A U.S. aviation regulator plans to mandate that airlines follow an advisory issued by Boeing Co. on how pilots should handle false readings from a plane sensor that authorities say occurred on a 737 Max jet that crashed off the Indonesian coast last week.
The Federal Aviation Administration on Wednesday issued a statement saying it plans to issue an airworthiness directive on the issue and “will take further appropriate actions depending on the results of the investigation.” The FAA also notified other regulatory agencies around the world, which typically follow the U.S. agency’s lead on safety matters.
The operations-manual bulletin was issued Tuesday, Boeing said in a statement posted to Twitter, and tells flight crews to use existing guidelines when dealing with erroneous inputs from the so-called angle of attack sensor. That sensor is intended to maintain air flow over a plane’s wings but if it malfunctions it can cause the plane’s computers to erroneously think it is in a aerodynamic stall – which can then cause aircraft to abruptly dive.
Bloomberg News earlier reported that Boeing was said to be preparing to issue an alert to operators of the 737 Max jet in response to the investigation into the Oct. 29 crash of the Lion Air plane, which saw 189 people killed.
The bulletin is based on preliminary findings from the Lion Air disaster. Under some circumstances, such as when pilots are flying manually, the Max jets will automatically try to push down the nose if they detect that an aerodynamic stall is possible, a person familiar with the matter said. One of the critical ways a plane determines if a stall is imminent is the angle of attack measurement.
The Lion Air 737 Max 8 jetliner plunged into the Java Sea minutes after takeoff from Jakarta airport, nosing downward so suddenly that it may have hit speeds of 600 miles an hour before slamming into the water. Moments earlier, the pilots radioed a request to return to Jakarta to land, but never turned back toward the airport, according to Indonesia’s National Transportation Safety Committee and flight-track data.
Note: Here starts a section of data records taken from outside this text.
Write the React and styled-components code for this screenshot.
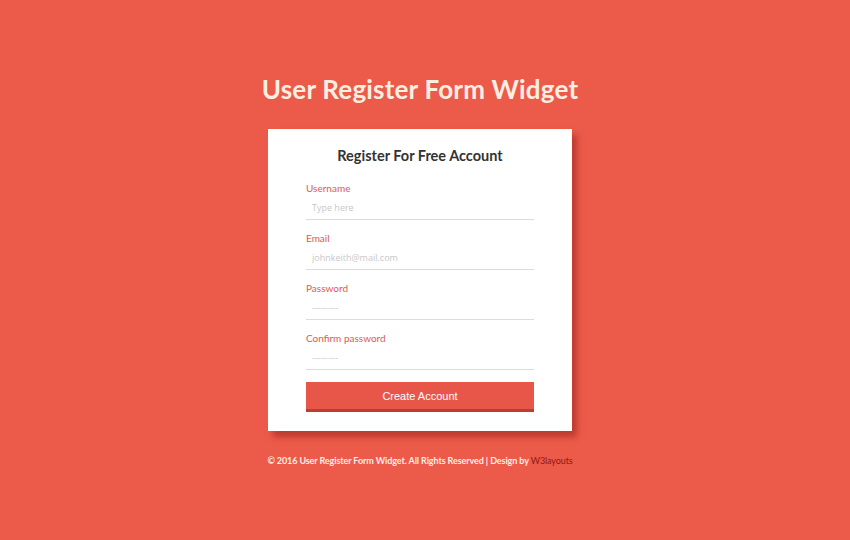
import React from 'react';
import styled, { createGlobalStyle } from 'styled-components';

const GlobalStyle = createGlobalStyle`
  html, body {
    margin: 0;
    padding: 0;
    background: #ec5a4a;
  }
  body {
    font-family: Lato, 'Open Sans', sans-serif;
  }
`;

const Page = styled.div`
  width: 850px;
  height: 540px;
  background: #ec5a4a;
  display: flex;
  flex-direction: column;
  align-items: center;
  padding: 72px 10px 0 0;
  box-sizing: border-box;
`;

const Title = styled.h1`
  margin: 0;
  font: bold 26px Lato, 'Open Sans', sans-serif;
  color: #fdeee2;
  letter-spacing: 0.2px;
  line-height: 34px;
`;

const Card = styled.div`
  margin-top: 23px;
  width: 304px;
  box-sizing: border-box;
  background: #fff;
  padding: 17px 38px 19px;
  box-shadow: 5px 6px 6px rgba(150, 35, 25, 0.55);
`;

const CardTitle = styled.h2`
  margin: 0 0 15px;
  text-align: center;
  font: bold 14.5px Lato, 'Open Sans', sans-serif;
  color: #333;
  line-height: 20px;
`;

const Field = styled.div`
  display: flex;
  flex-direction: column;
  margin-bottom: 11px;
`;

const Label = styled.label`
  font: 10px Lato, sans-serif;
  color: #e3594b;
  line-height: 14px;
`;

const Input = styled.input`
  border: none;
  border-bottom: 1px solid #dcdcdc;
  outline: none;
  padding: 6px 6px 5px;
  font: 9px 'Open Sans', sans-serif;
  color: #555;
  background: #fff;
  &::placeholder {
    color: #c8c8c8;
  }
`;

const Button = styled.button`
  display: block;
  width: 100%;
  height: 30px;
  margin-top: 12px;
  border: none;
  border-bottom: 3px solid #b9402f;
  background: #e8564a;
  color: #fff;
  font: 11px 'Liberation Sans', Arial, sans-serif;
  cursor: pointer;
`;

const Fields = styled.div`
  ${Field}:last-child {
    margin-bottom: 0;
  }
`;

const Footer = styled.p`
  margin: 24px 0 0;
  font: bold 9px Lato, sans-serif;
  letter-spacing: -0.1px;
  color: #fdeee6;
  a {
    color: #8e1b12;
    text-decoration: none;
    font-weight: normal;
  }
`;

const fields = [
  { label: 'Username', placeholder: 'Type here', type: 'text' },
  { label: 'Email', placeholder: 'johnkeith@mail.com', type: 'email' },
  { label: 'Password', placeholder: '---------', type: 'text' },
  { label: 'Confirm password', placeholder: '---------', type: 'text' },
];

export default function App() {
  return (
    <Page>
      <GlobalStyle />
      <Title>User Register Form Widget</Title>
      <Card>
        <CardTitle>Register For Free Account</CardTitle>
        <Fields>
          {fields.map(f => (
            <Field key={f.label}>
              <Label>{f.label}</Label>
              <Input type={f.type} placeholder={f.placeholder} />
            </Field>
          ))}
        </Fields>
        <Button>Create Account</Button>
      </Card>
      <Footer>
        © 2016 User Register Form Widget. All Rights Reserved | Design by <a href="#">W3layouts</a>
      </Footer>
    </Page>
  );
}
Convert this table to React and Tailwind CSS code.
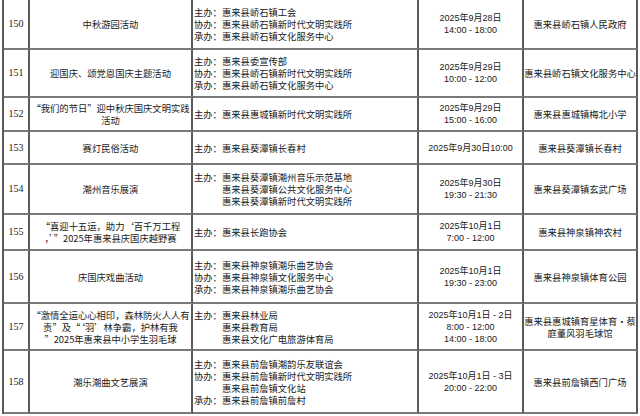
import React from "react";

const rows = [
  {
    n: "150",
    h: "h-[50px]",
    name: ["中秋游园活动"],
    org: [["主办：", "惠来县峤石镇工会"], ["协办：", "惠来县峤石镇新时代文明实践所"], ["承办：", "惠来县峤石镇文化服务中心"]],
    time: ["2025年9月28日", "14:00 - 18:00"],
    place: ["惠来县峤石镇人民政府"],
  },
  {
    n: "151",
    h: "h-[48px]",
    name: ["迎国庆、颂党恩国庆主题活动"],
    org: [["主办：", "惠来县委宣传部"], ["协办：", "惠来县峤石镇新时代文明实践所"], ["承办：", "惠来县峤石镇文化服务中心"]],
    time: ["2025年9月29日", "10:00 - 12:00"],
    place: ["惠来县峤石镇文化服务中心"],
  },
  {
    n: "152",
    h: "h-[34px]",
    name: ["“我们的节日”迎中秋庆国庆文明实践", "活动"],
    org: [["主办：", "惠来县惠城镇新时代文明实践所"]],
    time: ["2025年9月29日", "15:00 - 16:00"],
    place: ["惠来县惠城镇梅北小学"],
  },
  {
    n: "153",
    h: "h-[33px]",
    name: ["赛灯民俗活动"],
    org: [["主办：", "惠来县葵潭镇长春村"]],
    time: ["2025年9月30日10:00"],
    place: ["惠来县葵潭镇长春村"],
  },
  {
    n: "154",
    h: "h-[50px]",
    name: ["潮州音乐展演"],
    org: [["主办：", "惠来县葵潭镇潮州音乐示范基地"], ["", "惠来县葵潭镇公共文化服务中心"], ["", "惠来县葵潭镇新时代文明实践所"]],
    time: ["2025年9月30日", "19:30 - 21:30"],
    place: ["惠来县葵潭镇玄武广场"],
  },
  {
    n: "155",
    h: "h-[36px]",
    name: ["“喜迎十五运，助力‘百千万工程", "，’”2025年惠来县庆国庆越野赛"],
    org: [["主办：", "惠来县长跑协会"]],
    time: ["2025年10月1日", "7:00 - 12:00"],
    place: ["惠来县神泉镇神农村"],
  },
  {
    n: "156",
    h: "h-[53px]",
    name: ["庆国庆戏曲活动"],
    org: [["主办：", "惠来县神泉镇潮乐曲艺协会"], ["协办：", "惠来县神泉镇文化服务中心"], ["承办：", "惠来县神泉镇潮乐曲艺协会"]],
    time: ["2025年10月1日", "19:30 - 23:00"],
    place: ["惠来县神泉镇体育公园"],
  },
  {
    n: "157",
    h: "h-[47px]",
    name: ["“激情全运心心相印，森林防火人人有", "责”及“‘羽’林争霸，护林有我", "”2025年惠来县中小学生羽毛球"],
    org: [["主办：", "惠来县林业局"], ["", "惠来县教育局"], ["", "惠来县文化广电旅游体育局"]],
    time: ["2025年10月1日 - 2日", "8:00 - 12:00", "14:00 - 18:00"],
    place: ["惠来县惠城镇育星体育・蔡", "庭董风羽毛球馆"],
  },
  {
    n: "158",
    h: "h-[63px]",
    name: ["潮乐潮曲文艺展演"],
    org: [["主办：", "惠来县前詹镇潮韵乐友联谊会"], ["协办：", "惠来县前詹镇新时代文明实践所"], ["", "惠来县前詹镇文化站"], ["承办：", "惠来县前詹镇前詹村"]],
    time: ["2025年10月1日 - 3日", "20:00 - 22:00"],
    place: ["惠来县前詹镇西门广场"],
  },
];

const cell = "border-r-2 border-b-2 border-r-[#5a5a5a] border-b-[#7a7a7a] flex items-center whitespace-nowrap overflow-hidden";

export default function App() {
  return (
    <div className="w-[640px] h-[416px] bg-white overflow-hidden text-[#1a1a1a]">
      <div className="ml-[2px] w-[636px] border-l-2 border-l-[#5a5a5a] grid grid-cols-[26px_163px_226px_105px_114px] text-[9.3px] leading-[12px] font-['Noto_Sans_CJK_SC',sans-serif]">
        {rows.map((r) => (
          <React.Fragment key={r.n}>
            <div className={`${cell} ${r.h} justify-center font-['Liberation_Serif','Noto_Sans_CJK_SC',serif] text-[10px]`}>
              {r.n}
            </div>
            <div className={`${cell} ${r.h} justify-center`}>
              <div className="text-center">
                {r.name.map((l, i) => (
                  <div key={i}>{l}</div>
                ))}
              </div>
            </div>
            <div className={`${cell} ${r.h} pl-[1px]`}>
              <div className="grid grid-cols-[28px_auto]">
                {r.org.map(([a, b], i) => (
                  <React.Fragment key={i}>
                    <span className="whitespace-nowrap">{a}</span>
                    <span className="whitespace-nowrap">{b}</span>
                  </React.Fragment>
                ))}
              </div>
            </div>
            <div className={`${cell} ${r.h} justify-center`}>
              <div className="text-center font-['Liberation_Sans','Noto_Sans_CJK_SC',sans-serif] text-[9px] leading-[12px]">
                {r.time.map((l, i) => (
                  <div key={i}>{l}</div>
                ))}
              </div>
            </div>
            <div className={`${cell} ${r.h} justify-center`}>
              <div className="text-center">
                {r.place.map((l, i) => (
                  <div key={i}>{l}</div>
                ))}
              </div>
            </div>
          </React.Fragment>
        ))}
      </div>
    </div>
  );
}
The committee said the pilots were dealing with an erroneous airspeed indication.
The probe into what happened with the Lion Air plane “is ongoing and Boeing continues to cooperate fully and provide technical assistance at the request and under the direction of government authorities investigating the accident,” the company said in its statement.
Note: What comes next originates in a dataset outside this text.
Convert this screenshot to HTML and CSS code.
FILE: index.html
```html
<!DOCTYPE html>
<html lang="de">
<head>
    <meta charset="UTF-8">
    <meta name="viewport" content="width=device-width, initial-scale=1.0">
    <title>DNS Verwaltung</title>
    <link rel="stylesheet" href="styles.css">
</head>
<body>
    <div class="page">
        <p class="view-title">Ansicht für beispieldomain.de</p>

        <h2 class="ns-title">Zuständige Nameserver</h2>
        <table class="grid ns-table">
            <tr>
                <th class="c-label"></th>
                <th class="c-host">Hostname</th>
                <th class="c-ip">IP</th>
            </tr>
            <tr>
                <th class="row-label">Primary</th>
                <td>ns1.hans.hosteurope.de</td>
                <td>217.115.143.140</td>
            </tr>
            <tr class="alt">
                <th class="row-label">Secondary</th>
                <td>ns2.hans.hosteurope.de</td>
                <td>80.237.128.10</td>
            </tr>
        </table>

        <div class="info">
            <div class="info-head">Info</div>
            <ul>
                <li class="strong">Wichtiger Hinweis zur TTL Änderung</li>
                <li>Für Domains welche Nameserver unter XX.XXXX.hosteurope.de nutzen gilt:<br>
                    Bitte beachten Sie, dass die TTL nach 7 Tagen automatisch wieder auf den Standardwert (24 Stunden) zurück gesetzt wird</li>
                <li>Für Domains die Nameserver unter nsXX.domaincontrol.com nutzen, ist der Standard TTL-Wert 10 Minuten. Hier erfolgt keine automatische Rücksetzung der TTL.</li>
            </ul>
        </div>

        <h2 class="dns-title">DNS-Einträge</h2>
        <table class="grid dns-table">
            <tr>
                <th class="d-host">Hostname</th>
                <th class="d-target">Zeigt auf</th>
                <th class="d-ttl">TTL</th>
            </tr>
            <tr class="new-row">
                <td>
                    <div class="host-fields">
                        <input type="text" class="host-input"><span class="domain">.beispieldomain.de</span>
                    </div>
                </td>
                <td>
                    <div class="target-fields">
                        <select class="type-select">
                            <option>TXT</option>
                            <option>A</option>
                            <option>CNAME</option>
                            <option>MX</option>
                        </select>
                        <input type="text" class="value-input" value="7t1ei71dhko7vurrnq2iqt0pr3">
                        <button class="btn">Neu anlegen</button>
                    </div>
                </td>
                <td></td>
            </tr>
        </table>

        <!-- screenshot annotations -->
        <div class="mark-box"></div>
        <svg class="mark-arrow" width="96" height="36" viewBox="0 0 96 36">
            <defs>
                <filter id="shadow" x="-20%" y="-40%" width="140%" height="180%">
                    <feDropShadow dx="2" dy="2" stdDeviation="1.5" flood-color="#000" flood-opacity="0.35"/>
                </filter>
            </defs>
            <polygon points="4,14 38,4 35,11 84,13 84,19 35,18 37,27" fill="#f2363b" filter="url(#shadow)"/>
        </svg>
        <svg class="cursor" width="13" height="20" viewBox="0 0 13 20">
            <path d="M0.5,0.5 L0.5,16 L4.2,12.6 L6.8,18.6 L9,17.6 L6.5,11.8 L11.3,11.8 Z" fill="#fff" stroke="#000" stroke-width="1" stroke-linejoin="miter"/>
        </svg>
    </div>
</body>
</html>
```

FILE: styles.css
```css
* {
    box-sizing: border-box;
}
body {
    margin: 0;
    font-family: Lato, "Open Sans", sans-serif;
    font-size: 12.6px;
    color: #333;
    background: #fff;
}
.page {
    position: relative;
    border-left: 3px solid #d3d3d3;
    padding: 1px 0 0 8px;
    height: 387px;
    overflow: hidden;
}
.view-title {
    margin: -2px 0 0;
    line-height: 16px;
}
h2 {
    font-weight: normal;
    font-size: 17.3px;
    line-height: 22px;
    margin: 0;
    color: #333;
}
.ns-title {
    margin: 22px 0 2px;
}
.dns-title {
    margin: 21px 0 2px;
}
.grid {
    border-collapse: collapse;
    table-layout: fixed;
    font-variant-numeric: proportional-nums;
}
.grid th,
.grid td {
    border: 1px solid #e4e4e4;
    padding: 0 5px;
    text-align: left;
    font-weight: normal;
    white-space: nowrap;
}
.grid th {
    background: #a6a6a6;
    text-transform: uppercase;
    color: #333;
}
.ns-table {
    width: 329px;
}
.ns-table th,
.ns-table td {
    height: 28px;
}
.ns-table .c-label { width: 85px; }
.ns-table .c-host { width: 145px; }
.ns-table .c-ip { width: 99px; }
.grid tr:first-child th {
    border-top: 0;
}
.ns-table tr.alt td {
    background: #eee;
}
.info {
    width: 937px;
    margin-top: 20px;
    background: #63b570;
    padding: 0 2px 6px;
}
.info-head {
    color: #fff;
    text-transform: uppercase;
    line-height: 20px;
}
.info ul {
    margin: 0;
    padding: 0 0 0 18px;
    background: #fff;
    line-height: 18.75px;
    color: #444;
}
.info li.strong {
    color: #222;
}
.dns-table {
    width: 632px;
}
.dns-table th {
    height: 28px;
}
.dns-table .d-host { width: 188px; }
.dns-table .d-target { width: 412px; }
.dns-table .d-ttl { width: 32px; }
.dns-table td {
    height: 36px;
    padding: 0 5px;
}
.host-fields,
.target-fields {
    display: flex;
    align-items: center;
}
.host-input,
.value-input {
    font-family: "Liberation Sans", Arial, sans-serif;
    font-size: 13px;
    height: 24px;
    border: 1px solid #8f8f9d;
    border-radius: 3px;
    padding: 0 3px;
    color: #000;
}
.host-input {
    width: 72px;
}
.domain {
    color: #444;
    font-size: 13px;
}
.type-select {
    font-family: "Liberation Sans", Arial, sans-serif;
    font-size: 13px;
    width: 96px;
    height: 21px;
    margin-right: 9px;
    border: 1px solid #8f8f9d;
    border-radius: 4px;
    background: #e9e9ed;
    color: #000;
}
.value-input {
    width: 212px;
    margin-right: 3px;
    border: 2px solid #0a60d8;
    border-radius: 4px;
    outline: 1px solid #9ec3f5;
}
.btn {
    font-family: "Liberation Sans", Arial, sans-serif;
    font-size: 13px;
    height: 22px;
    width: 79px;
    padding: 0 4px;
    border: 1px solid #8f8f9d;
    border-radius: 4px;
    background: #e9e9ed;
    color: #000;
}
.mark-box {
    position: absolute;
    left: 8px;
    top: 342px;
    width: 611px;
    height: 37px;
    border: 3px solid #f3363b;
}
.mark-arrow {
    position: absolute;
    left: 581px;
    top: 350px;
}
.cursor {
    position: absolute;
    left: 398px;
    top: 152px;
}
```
The jet reported a discrepancy in its angle of attack sensor during a flight from Bali to Jakarta the day before it crashed. The device was replaced in Bali after pilots reported a problem with airspeed reading, the Indonesian transportation safety regulator said Wednesday.
Boeing has delivered 219 Max planes – the latest and most advanced 737 jets – since the models made their commercial debut last year with a Lion Air subsidiary. Boeing has more than 4,500 orders for the airliners, which feature larger engines, more aerodynamic wings and an upgraded cockpit with larger glass displays. The single-aisle family is Boeing’s biggest source of profit.
Aircraft and engine manufacturers routinely send bulletins to air carriers noting safety measures and maintenance actions they should take, most of them relatively routine. But the urgency of a fatal accident can trigger a flurry of such notices.
After an engine on a Southwest Airlines Co. plane fractured earlier this year over Pennsylvania, killing a passenger, CFM International Inc. issued multiple bulletins to operators of its CFM56-7B power plants.
Aviation regulators such as the U.S. FAA and the European Aviation Safety Agency often follow such actions by mandating that carriers follow the bulletins.
Pilots raise and lower the nose of Boeing jetliners by pushing and pulling on a yoke in the cockpit, which controls panels at the tail known as elevators. In addition, a system known as elevator trim can be changed to prompt nose-up or nose-down movement.
The angle of attack readings are fed into a computer that in some cases will attempt to push down the nose using the elevator trim system. In the early days of the jet age, the elevator trim system was linked to several accidents. If pilots aren’t careful, they can cause severe nose-down trim settings that make it impossible to level a plane.
Such an issue arose in 2016 at Rostov-on-Don Airport in Russia when a FlyDubai 737-800 nosed over and slammed into the runway at a steep angle, according to an interim report by Russian investigators. That case didn’t involve the angle-of-attack system. One of the pilots had trimmed the plane to push the nose down while trying to climb after aborting a landing, the report said. All 62 people on board died.